Given problem: Using the listing below, please gather every line containing the word "page".

Input rows:
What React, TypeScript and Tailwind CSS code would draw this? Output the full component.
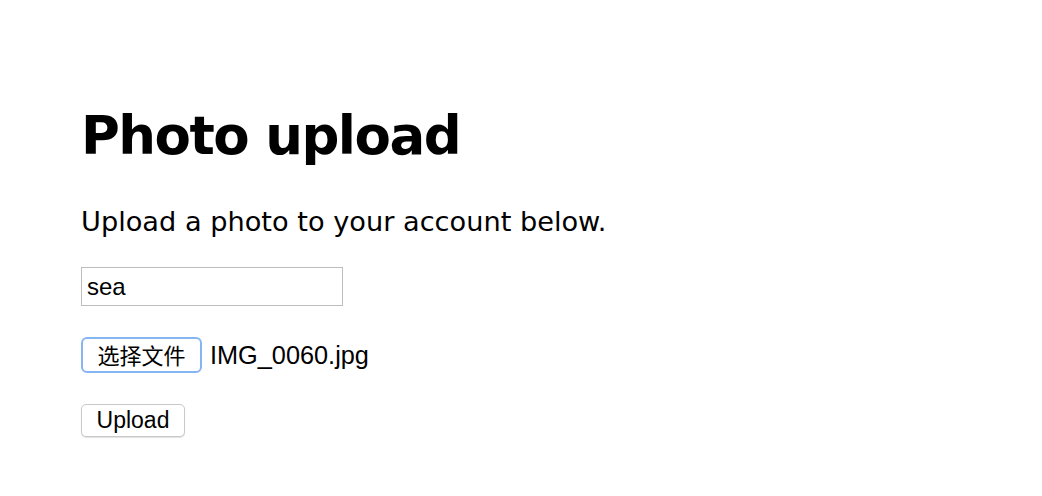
* * *
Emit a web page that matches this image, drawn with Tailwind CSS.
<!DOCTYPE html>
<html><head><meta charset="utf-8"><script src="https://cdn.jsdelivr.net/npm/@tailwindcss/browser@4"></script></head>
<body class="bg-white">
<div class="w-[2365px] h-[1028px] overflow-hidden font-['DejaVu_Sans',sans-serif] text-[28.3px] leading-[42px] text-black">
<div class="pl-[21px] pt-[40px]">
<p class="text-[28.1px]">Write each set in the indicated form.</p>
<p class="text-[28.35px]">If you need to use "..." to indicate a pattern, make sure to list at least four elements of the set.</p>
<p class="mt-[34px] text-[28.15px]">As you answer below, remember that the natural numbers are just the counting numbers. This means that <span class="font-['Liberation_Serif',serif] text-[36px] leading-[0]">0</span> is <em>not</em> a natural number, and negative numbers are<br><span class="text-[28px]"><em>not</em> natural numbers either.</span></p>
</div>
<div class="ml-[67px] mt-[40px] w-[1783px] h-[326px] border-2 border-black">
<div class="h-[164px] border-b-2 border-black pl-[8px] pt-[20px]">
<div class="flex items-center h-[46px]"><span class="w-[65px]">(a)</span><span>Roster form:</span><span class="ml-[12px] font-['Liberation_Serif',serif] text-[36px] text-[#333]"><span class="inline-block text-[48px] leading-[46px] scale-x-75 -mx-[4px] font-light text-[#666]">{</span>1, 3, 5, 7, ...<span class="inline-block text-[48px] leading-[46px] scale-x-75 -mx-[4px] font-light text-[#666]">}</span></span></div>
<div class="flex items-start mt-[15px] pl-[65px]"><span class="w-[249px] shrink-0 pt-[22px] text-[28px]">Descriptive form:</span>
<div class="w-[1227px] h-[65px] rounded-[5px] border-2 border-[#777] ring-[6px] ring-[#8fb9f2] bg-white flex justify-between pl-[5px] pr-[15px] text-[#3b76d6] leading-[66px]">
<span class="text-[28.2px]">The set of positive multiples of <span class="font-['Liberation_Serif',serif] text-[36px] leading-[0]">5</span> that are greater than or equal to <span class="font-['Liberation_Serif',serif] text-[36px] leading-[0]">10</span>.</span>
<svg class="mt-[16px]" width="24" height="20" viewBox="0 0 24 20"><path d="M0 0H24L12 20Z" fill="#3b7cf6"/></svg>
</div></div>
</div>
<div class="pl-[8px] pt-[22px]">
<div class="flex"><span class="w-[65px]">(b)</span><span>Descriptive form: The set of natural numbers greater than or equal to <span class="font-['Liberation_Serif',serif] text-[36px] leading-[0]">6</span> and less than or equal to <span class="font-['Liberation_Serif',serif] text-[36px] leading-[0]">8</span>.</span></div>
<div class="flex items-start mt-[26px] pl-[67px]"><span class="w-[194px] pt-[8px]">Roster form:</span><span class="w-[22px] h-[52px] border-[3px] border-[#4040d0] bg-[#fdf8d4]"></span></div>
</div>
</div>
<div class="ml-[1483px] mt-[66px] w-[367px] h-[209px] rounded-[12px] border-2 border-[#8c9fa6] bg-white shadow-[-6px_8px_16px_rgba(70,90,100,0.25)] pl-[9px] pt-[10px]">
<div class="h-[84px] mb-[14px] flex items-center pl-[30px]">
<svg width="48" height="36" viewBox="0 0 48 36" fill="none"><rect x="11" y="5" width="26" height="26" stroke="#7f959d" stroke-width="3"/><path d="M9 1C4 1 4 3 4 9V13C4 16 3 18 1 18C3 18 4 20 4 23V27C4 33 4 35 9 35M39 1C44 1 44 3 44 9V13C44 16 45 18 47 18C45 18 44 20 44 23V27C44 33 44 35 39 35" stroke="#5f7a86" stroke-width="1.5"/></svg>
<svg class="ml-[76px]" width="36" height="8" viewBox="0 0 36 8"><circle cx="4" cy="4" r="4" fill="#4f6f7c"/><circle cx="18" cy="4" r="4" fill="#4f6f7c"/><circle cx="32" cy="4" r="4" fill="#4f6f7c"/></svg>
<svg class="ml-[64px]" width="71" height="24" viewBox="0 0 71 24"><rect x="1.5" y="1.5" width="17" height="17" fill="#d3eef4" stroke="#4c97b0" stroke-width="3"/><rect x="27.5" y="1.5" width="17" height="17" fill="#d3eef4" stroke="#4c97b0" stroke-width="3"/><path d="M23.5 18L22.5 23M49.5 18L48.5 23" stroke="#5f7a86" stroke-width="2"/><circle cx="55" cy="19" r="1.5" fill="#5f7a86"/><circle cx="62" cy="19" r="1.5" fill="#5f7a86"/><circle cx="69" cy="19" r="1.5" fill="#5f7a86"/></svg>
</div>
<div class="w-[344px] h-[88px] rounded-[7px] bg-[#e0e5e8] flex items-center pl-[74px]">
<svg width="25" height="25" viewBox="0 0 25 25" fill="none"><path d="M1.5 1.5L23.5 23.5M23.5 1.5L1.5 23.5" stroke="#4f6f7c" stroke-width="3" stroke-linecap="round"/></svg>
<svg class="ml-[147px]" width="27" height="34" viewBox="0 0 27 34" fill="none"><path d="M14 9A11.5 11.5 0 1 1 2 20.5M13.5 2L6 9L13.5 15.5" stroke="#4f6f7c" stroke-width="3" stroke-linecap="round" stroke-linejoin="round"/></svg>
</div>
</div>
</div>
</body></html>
--
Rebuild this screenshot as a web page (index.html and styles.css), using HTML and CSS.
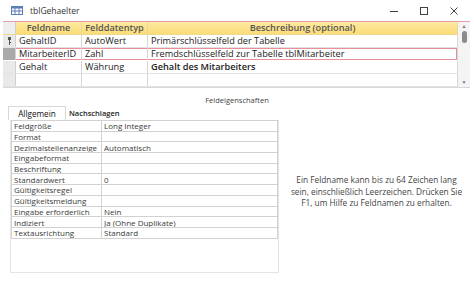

Reply:
Emit a web page that matches this image, drawn with Tailwind CSS.
Rebuild this screenshot as a web page (index.html and styles.css), using HTML and CSS.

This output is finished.